■ **Problem to solve**:
Identify each line in the records below that contains the word "React", and copy it.

###

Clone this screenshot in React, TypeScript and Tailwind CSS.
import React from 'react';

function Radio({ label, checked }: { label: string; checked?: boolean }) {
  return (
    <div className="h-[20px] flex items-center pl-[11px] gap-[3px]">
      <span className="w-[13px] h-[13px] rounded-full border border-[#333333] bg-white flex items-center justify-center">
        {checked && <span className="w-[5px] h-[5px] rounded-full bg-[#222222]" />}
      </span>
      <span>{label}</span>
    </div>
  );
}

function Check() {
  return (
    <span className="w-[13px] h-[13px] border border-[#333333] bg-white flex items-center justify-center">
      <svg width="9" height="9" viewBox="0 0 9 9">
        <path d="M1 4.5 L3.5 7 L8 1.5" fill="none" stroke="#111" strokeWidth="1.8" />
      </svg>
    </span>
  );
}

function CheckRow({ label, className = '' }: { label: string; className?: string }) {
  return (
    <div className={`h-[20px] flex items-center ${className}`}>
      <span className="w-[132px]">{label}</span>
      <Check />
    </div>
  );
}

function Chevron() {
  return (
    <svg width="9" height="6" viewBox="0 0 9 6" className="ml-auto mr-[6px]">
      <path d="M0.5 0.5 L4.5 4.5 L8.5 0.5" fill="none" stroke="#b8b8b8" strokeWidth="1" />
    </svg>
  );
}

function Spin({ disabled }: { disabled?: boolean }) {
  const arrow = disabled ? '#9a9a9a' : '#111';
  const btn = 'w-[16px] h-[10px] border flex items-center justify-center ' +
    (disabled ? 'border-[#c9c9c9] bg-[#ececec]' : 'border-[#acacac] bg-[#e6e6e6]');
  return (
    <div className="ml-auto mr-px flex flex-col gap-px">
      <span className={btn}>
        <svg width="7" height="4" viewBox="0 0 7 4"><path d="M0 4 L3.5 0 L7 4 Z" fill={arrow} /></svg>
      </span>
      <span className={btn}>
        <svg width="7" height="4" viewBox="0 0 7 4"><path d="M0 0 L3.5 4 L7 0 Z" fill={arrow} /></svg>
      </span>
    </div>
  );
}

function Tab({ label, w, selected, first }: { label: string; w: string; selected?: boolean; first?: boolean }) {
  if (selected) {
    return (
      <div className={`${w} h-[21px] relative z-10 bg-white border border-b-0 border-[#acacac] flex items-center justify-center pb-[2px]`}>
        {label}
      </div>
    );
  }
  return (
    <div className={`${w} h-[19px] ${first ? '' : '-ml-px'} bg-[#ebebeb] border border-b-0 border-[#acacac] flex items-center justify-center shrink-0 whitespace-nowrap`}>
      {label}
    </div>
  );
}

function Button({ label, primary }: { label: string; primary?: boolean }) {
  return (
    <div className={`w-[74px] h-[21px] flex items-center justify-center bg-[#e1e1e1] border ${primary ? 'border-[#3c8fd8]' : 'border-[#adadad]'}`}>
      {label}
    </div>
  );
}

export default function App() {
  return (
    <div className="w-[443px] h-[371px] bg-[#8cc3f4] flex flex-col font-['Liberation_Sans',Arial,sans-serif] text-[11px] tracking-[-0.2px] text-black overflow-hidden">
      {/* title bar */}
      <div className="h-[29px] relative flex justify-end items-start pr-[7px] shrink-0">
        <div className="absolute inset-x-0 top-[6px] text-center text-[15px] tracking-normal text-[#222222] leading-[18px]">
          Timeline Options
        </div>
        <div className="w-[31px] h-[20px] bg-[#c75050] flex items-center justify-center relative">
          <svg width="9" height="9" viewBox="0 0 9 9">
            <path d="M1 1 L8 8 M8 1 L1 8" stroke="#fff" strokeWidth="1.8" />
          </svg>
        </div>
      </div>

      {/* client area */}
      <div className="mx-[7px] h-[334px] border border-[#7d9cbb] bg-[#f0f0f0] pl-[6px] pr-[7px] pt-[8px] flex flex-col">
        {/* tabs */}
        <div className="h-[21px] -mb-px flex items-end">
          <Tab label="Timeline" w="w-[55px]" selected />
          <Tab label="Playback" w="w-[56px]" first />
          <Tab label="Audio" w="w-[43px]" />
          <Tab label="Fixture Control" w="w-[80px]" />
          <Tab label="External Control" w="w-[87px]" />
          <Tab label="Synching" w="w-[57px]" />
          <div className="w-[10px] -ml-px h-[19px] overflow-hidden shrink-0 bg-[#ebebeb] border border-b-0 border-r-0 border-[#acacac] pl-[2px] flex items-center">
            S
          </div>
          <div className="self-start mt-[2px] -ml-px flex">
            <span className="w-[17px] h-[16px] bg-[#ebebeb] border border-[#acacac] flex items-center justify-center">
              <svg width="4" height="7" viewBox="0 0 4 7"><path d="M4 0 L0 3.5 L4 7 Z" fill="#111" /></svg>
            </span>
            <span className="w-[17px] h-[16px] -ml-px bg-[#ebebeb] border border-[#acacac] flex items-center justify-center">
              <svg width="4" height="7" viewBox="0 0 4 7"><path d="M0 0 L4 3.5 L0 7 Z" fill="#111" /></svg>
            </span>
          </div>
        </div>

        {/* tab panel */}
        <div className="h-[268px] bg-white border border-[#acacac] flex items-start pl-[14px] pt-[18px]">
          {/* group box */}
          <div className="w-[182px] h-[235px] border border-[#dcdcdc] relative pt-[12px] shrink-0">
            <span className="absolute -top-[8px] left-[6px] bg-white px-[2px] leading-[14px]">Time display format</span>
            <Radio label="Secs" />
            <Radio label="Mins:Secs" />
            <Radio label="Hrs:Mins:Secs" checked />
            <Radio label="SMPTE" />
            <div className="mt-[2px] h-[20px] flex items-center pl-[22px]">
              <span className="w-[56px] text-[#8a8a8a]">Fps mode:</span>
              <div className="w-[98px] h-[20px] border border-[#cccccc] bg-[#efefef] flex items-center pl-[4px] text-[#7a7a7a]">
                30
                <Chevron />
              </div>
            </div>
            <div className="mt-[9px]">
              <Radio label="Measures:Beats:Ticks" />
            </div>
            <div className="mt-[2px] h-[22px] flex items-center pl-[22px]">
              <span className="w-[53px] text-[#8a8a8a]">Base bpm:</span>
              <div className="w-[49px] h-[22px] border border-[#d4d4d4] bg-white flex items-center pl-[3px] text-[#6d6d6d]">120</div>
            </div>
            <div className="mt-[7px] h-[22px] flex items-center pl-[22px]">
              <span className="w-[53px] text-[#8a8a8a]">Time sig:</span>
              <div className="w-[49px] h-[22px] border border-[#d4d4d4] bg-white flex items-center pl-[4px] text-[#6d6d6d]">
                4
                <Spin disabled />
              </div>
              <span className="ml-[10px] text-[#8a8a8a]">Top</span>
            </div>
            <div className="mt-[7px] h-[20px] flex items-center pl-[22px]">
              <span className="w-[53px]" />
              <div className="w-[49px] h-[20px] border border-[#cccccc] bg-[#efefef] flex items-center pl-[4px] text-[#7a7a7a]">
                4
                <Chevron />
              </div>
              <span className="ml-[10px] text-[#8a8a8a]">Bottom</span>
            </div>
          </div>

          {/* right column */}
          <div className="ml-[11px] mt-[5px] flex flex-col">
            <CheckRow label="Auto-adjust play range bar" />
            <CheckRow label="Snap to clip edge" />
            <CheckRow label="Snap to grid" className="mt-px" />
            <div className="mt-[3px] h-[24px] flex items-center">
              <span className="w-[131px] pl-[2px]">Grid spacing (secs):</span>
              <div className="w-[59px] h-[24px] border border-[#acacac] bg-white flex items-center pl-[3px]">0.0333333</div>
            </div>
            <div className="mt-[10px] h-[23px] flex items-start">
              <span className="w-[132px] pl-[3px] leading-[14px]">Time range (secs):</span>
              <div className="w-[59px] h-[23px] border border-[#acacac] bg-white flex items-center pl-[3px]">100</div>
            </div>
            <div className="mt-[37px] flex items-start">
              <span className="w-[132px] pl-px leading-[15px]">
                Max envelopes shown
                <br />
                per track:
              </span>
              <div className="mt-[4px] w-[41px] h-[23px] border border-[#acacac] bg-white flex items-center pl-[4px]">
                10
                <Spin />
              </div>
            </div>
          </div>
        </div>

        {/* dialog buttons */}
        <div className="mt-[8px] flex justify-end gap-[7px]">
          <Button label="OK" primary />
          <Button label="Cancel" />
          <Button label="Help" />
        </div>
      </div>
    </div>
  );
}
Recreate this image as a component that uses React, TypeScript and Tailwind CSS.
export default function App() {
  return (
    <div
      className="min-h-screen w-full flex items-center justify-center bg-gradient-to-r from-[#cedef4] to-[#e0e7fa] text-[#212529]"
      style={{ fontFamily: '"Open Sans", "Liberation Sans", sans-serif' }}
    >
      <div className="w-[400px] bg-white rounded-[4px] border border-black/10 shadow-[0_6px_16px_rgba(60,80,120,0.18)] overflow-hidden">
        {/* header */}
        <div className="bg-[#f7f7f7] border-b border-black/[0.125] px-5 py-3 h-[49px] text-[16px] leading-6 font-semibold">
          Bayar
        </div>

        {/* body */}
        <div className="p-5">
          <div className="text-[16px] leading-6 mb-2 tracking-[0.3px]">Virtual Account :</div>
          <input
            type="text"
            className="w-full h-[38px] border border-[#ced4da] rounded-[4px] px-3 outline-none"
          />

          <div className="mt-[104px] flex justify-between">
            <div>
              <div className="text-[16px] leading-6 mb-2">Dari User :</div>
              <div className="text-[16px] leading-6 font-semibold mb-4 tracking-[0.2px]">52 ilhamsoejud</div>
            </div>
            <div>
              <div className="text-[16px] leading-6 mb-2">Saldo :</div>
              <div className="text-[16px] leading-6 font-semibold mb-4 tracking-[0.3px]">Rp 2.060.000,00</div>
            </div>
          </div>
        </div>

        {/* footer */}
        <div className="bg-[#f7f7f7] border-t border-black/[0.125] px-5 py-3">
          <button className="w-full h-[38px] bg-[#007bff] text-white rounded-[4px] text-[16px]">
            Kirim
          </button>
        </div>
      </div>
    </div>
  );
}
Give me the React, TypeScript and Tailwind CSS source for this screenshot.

###

■ **Task response**:
Clone this screenshot in React, TypeScript and Tailwind CSS.
import React from 'react';
Recreate this image as a component that uses React, TypeScript and Tailwind CSS.
Give me the React, TypeScript and Tailwind CSS source for this screenshot.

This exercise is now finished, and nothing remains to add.